Problem to work on →
Copy all of the material word for word, except for the pictures.
• • • • • • •
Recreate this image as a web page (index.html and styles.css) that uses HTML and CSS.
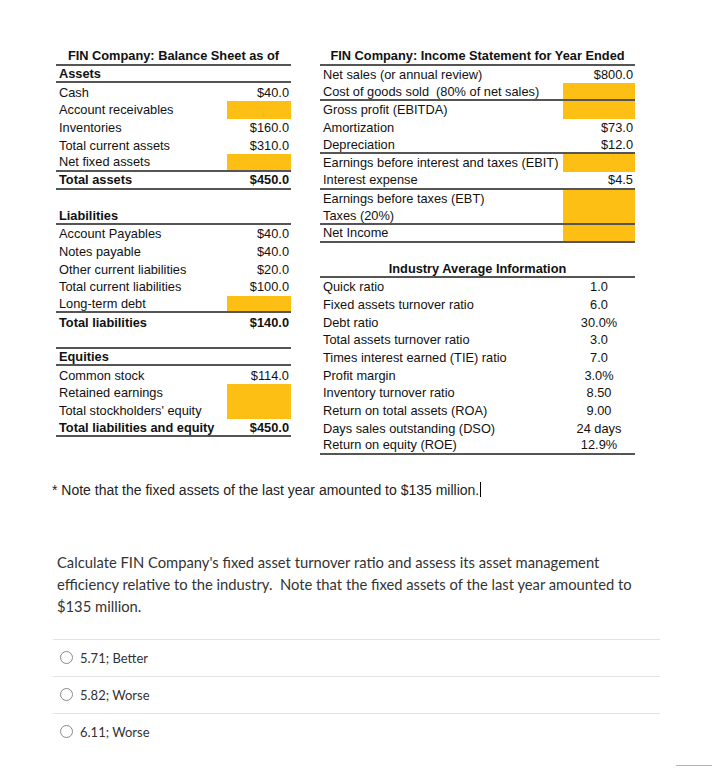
FILE: index.html
```html
<!DOCTYPE html>
<html>
<head>
<meta charset="utf-8">
<link rel="stylesheet" href="styles.css">
</head>
<body>
<div class="sheet">
  <div class="tbl left">
    <div class="row title ul">FIN Company: Balance Sheet as of</div>
    <div class="row b ul"><span class="lbl">Assets</span></div>
    <div class="row"><span class="lbl">Cash</span><span class="val">$40.0</span></div>
    <div class="row"><span class="lbl">Account receivables</span><span class="val hl"></span></div>
    <div class="row"><span class="lbl">Inventories</span><span class="val">$160.0</span></div>
    <div class="row"><span class="lbl">Total current assets</span><span class="val">$310.0</span></div>
    <div class="row ul"><span class="lbl">Net fixed assets</span><span class="val hl"></span></div>
    <div class="row b ul"><span class="lbl">Total assets</span><span class="val">$450.0</span></div>
    <div class="row"></div>
    <div class="row b ul"><span class="lbl">Liabilities</span></div>
    <div class="row"><span class="lbl">Account Payables</span><span class="val">$40.0</span></div>
    <div class="row"><span class="lbl">Notes payable</span><span class="val">$40.0</span></div>
    <div class="row"><span class="lbl">Other current liabilities</span><span class="val">$20.0</span></div>
    <div class="row"><span class="lbl">Total current liabilities</span><span class="val">$100.0</span></div>
    <div class="row ul"><span class="lbl">Long-term debt</span><span class="val hl"></span></div>
    <div class="row b"><span class="lbl">Total liabilities</span><span class="val">$140.0</span></div>
    <div class="row ul"></div>
    <div class="row b ul"><span class="lbl">Equities</span></div>
    <div class="row"><span class="lbl">Common stock</span><span class="val">$114.0</span></div>
    <div class="row"><span class="lbl">Retained earnings</span><span class="val hl"></span></div>
    <div class="row"><span class="lbl">Total stockholders' equity</span><span class="val hl"></span></div>
    <div class="row b ul"><span class="lbl">Total liabilities and equity</span><span class="val">$450.0</span></div>
  </div>
  <div class="tbl right">
    <div class="row title ul">FIN Company: Income Statement for Year Ended</div>
    <div class="row"><span class="lbl">Net sales (or annual review)</span><span class="val">$800.0</span></div>
    <div class="row ul"><span class="lbl">Cost of goods sold&nbsp; (80% of net sales)</span><span class="val hl"></span></div>
    <div class="row"><span class="lbl">Gross profit (EBITDA)</span><span class="val hl"></span></div>
    <div class="row"><span class="lbl">Amortization</span><span class="val">$73.0</span></div>
    <div class="row ul"><span class="lbl">Depreciation</span><span class="val">$12.0</span></div>
    <div class="row"><span class="lbl">Earnings before interest and taxes (EBIT)</span><span class="val hl"></span></div>
    <div class="row ul"><span class="lbl">Interest expense</span><span class="val">$4.5</span></div>
    <div class="row"><span class="lbl">Earnings before taxes (EBT)</span><span class="val hl"></span></div>
    <div class="row ul"><span class="lbl">Taxes (20%)</span><span class="val hl"></span></div>
    <div class="row ul"><span class="lbl">Net Income</span><span class="val hl"></span></div>
    <div class="row"></div>
    <div class="row title ul">Industry Average Information</div>
    <div class="row"><span class="lbl">Quick ratio</span><span class="val c">1.0</span></div>
    <div class="row"><span class="lbl">Fixed assets turnover ratio</span><span class="val c">6.0</span></div>
    <div class="row"><span class="lbl">Debt ratio</span><span class="val c">30.0%</span></div>
    <div class="row"><span class="lbl">Total assets turnover ratio</span><span class="val c">3.0</span></div>
    <div class="row"><span class="lbl">Times interest earned (TIE) ratio</span><span class="val c">7.0</span></div>
    <div class="row"><span class="lbl">Profit margin</span><span class="val c">3.0%</span></div>
    <div class="row"><span class="lbl">Inventory turnover ratio</span><span class="val c">8.50</span></div>
    <div class="row"><span class="lbl">Return on total assets (ROA)</span><span class="val c">9.00</span></div>
    <div class="row"><span class="lbl">Days sales outstanding (DSO)</span><span class="val c">24 days</span></div>
    <div class="row ul"><span class="lbl">Return on equity (ROE)</span><span class="val c">12.9%</span></div>
  </div>
</div>

<p class="note">* Note that the fixed assets of the last year amounted to $135 million.<span class="caret"></span></p>

<p class="question">Calculate FIN Company's fixed asset turnover ratio and assess its asset management efficiency relative to the industry.&nbsp; Note that the fixed assets of the last year amounted to $135 million.</p>

<div class="answers">
  <label class="answer"><span class="radio"></span>5.71; Better</label>
  <label class="answer"><span class="radio"></span>5.82; Worse</label>
  <label class="answer"><span class="radio"></span>6.11; Worse</label>
</div>

<div class="foot"><span class="bar"></span></div>
</body>
</html>
```

FILE: styles.css
```css
html, body {
  margin: 0;
  padding: 0;
  background: #fff;
}

body {
  font-family: "Liberation Sans", Arial, sans-serif;
  color: #111;
}

.sheet {
  display: flex;
  gap: 29px;
  padding: 48px 0 0 56px;
  align-items: flex-start;
}

.tbl {
  display: flex;
  flex-direction: column;
  font-size: 12.8px;
}

.left { width: 235px; }
.right { width: 315px; }

.row {
  height: 17.7px;
  box-sizing: border-box;
  display: flex;
  align-items: stretch;
  white-space: nowrap;
}

.row .lbl {
  flex: 1;
  padding-left: 3px;
  display: flex;
  align-items: center;
}

.row .val {
  display: flex;
  align-items: center;
  justify-content: flex-end;
  padding-right: 2px;
  box-sizing: border-box;
}

.left .val { width: 64px; }
.right .val { width: 72px; }

.row .val.c {
  justify-content: center;
  padding-right: 0;
}

.hl { background: #fdbf13; }

.b { font-weight: bold; }

.title {
  font-weight: bold;
  justify-content: center;
  align-items: center;
}

.ul { border-bottom: 2px solid #555; }

.note {
  margin: 27px 0 0 52px;
  font-size: 14px;
  line-height: 16px;
  color: #222;
  display: flex;
  align-items: center;
}

.caret {
  display: inline-block;
  width: 1px;
  height: 15px;
  background: #000;
  margin-left: 1px;
}

.question {
  margin: 53px 0 0 57px;
  width: 600px;
  font-family: Lato, "Liberation Sans", sans-serif;
  font-size: 14.75px;
  line-height: 22px;
  color: #333;
}

.answers {
  margin: 22px 0 0 53px;
  width: 607px;
  display: flex;
  flex-direction: column;
}

.answer {
  height: 37px;
  box-sizing: border-box;
  border-top: 1px solid #e3e3e3;
  display: flex;
  align-items: center;
  padding-left: 7px;
  gap: 7px;
  font-family: Lato, "Liberation Sans", sans-serif;
  font-size: 13px;
  color: #333;
}

.radio {
  width: 11px;
  height: 11px;
  border: 1px solid #8a8a8a;
  border-radius: 50%;
  box-sizing: content-box;
}

.foot {
  display: flex;
  justify-content: flex-end;
  padding: 15px 4px 0 0;
}

.bar {
  width: 36px;
  height: 1px;
  background: #b5b5b5;
}
```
• • • • • • •
Solution to this problem →
Recreate this image as a web page (index.html and styles.css) that uses HTML and CSS.
FILE: index.html
```html
<!DOCTYPE html>
<html>
<head>
<meta charset="utf-8">
<link rel="stylesheet" href="styles.css">
</head>
<body>
<div class="sheet">
  <div class="tbl left">
    <div class="row title ul">FIN Company: Balance Sheet as of</div>
    <div class="row b ul"><span class="lbl">Assets</span></div>
    <div class="row"><span class="lbl">Cash</span><span class="val">$40.0</span></div>
    <div class="row"><span class="lbl">Account receivables</span><span class="val hl"></span></div>
    <div class="row"><span class="lbl">Inventories</span><span class="val">$160.0</span></div>
    <div class="row"><span class="lbl">Total current assets</span><span class="val">$310.0</span></div>
    <div class="row ul"><span class="lbl">Net fixed assets</span><span class="val hl"></span></div>
    <div class="row b ul"><span class="lbl">Total assets</span><span class="val">$450.0</span></div>
    <div class="row"></div>
    <div class="row b ul"><span class="lbl">Liabilities</span></div>
    <div class="row"><span class="lbl">Account Payables</span><span class="val">$40.0</span></div>
    <div class="row"><span class="lbl">Notes payable</span><span class="val">$40.0</span></div>
    <div class="row"><span class="lbl">Other current liabilities</span><span class="val">$20.0</span></div>
    <div class="row"><span class="lbl">Total current liabilities</span><span class="val">$100.0</span></div>
    <div class="row ul"><span class="lbl">Long-term debt</span><span class="val hl"></span></div>
    <div class="row b"><span class="lbl">Total liabilities</span><span class="val">$140.0</span></div>
    <div class="row ul"></div>
    <div class="row b ul"><span class="lbl">Equities</span></div>
    <div class="row"><span class="lbl">Common stock</span><span class="val">$114.0</span></div>
    <div class="row"><span class="lbl">Retained earnings</span><span class="val hl"></span></div>
    <div class="row"><span class="lbl">Total stockholders' equity</span><span class="val hl"></span></div>
    <div class="row b ul"><span class="lbl">Total liabilities and equity</span><span class="val">$450.0</span></div>
  </div>
  <div class="tbl right">
    <div class="row title ul">FIN Company: Income Statement for Year Ended</div>
    <div class="row"><span class="lbl">Net sales (or annual review)</span><span class="val">$800.0</span></div>
    <div class="row ul"><span class="lbl">Cost of goods sold&nbsp; (80% of net sales)</span><span class="val hl"></span></div>
    <div class="row"><span class="lbl">Gross profit (EBITDA)</span><span class="val hl"></span></div>
    <div class="row"><span class="lbl">Amortization</span><span class="val">$73.0</span></div>
    <div class="row ul"><span class="lbl">Depreciation</span><span class="val">$12.0</span></div>
    <div class="row"><span class="lbl">Earnings before interest and taxes (EBIT)</span><span class="val hl"></span></div>
    <div class="row ul"><span class="lbl">Interest expense</span><span class="val">$4.5</span></div>
    <div class="row"><span class="lbl">Earnings before taxes (EBT)</span><span class="val hl"></span></div>
    <div class="row ul"><span class="lbl">Taxes (20%)</span><span class="val hl"></span></div>
    <div class="row ul"><span class="lbl">Net Income</span><span class="val hl"></span></div>
    <div class="row"></div>
    <div class="row title ul">Industry Average Information</div>
    <div class="row"><span class="lbl">Quick ratio</span><span class="val c">1.0</span></div>
    <div class="row"><span class="lbl">Fixed assets turnover ratio</span><span class="val c">6.0</span></div>
    <div class="row"><span class="lbl">Debt ratio</span><span class="val c">30.0%</span></div>
    <div class="row"><span class="lbl">Total assets turnover ratio</span><span class="val c">3.0</span></div>
    <div class="row"><span class="lbl">Times interest earned (TIE) ratio</span><span class="val c">7.0</span></div>
    <div class="row"><span class="lbl">Profit margin</span><span class="val c">3.0%</span></div>
    <div class="row"><span class="lbl">Inventory turnover ratio</span><span class="val c">8.50</span></div>
    <div class="row"><span class="lbl">Return on total assets (ROA)</span><span class="val c">9.00</span></div>
    <div class="row"><span class="lbl">Days sales outstanding (DSO)</span><span class="val c">24 days</span></div>
    <div class="row ul"><span class="lbl">Return on equity (ROE)</span><span class="val c">12.9%</span></div>
  </div>
</div>

<p class="note">* Note that the fixed assets of the last year amounted to $135 million.<span class="caret"></span></p>

<p class="question">Calculate FIN Company's fixed asset turnover ratio and assess its asset management efficiency relative to the industry.&nbsp; Note that the fixed assets of the last year amounted to $135 million.</p>

<div class="answers">
  <label class="answer"><span class="radio"></span>5.71; Better</label>
  <label class="answer"><span class="radio"></span>5.82; Worse</label>
  <label class="answer"><span class="radio"></span>6.11; Worse</label>
</div>

<div class="foot"><span class="bar"></span></div>
</body>
</html>
```

FILE: styles.css
```css
html, body {
  margin: 0;
  padding: 0;
  background: #fff;
}

body {
  font-family: "Liberation Sans", Arial, sans-serif;
  color: #111;
}

.sheet {
  display: flex;
  gap: 29px;
  padding: 48px 0 0 56px;
  align-items: flex-start;
}

.tbl {
  display: flex;
  flex-direction: column;
  font-size: 12.8px;
}

.left { width: 235px; }
.right { width: 315px; }

.row {
  height: 17.7px;
  box-sizing: border-box;
  display: flex;
  align-items: stretch;
  white-space: nowrap;
}

.row .lbl {
  flex: 1;
  padding-left: 3px;
  display: flex;
  align-items: center;
}

.row .val {
  display: flex;
  align-items: center;
  justify-content: flex-end;
  padding-right: 2px;
  box-sizing: border-box;
}

.left .val { width: 64px; }
.right .val { width: 72px; }

.row .val.c {
  justify-content: center;
  padding-right: 0;
}

.hl { background: #fdbf13; }

.b { font-weight: bold; }

.title {
  font-weight: bold;
  justify-content: center;
  align-items: center;
}

.ul { border-bottom: 2px solid #555; }

.note {
  margin: 27px 0 0 52px;
  font-size: 14px;
  line-height: 16px;
  color: #222;
  display: flex;
  align-items: center;
}

.caret {
  display: inline-block;
  width: 1px;
  height: 15px;
  background: #000;
  margin-left: 1px;
}

.question {
  margin: 53px 0 0 57px;
  width: 600px;
  font-family: Lato, "Liberation Sans", sans-serif;
  font-size: 14.75px;
  line-height: 22px;
  color: #333;
}

.answers {
  margin: 22px 0 0 53px;
  width: 607px;
  display: flex;
  flex-direction: column;
}

.answer {
  height: 37px;
  box-sizing: border-box;
  border-top: 1px solid #e3e3e3;
  display: flex;
  align-items: center;
  padding-left: 7px;
  gap: 7px;
  font-family: Lato, "Liberation Sans", sans-serif;
  font-size: 13px;
  color: #333;
}

.radio {
  width: 11px;
  height: 11px;
  border: 1px solid #8a8a8a;
  border-radius: 50%;
  box-sizing: content-box;
}

.foot {
  display: flex;
  justify-content: flex-end;
  padding: 15px 4px 0 0;
}

.bar {
  width: 36px;
  height: 1px;
  background: #b5b5b5;
}
```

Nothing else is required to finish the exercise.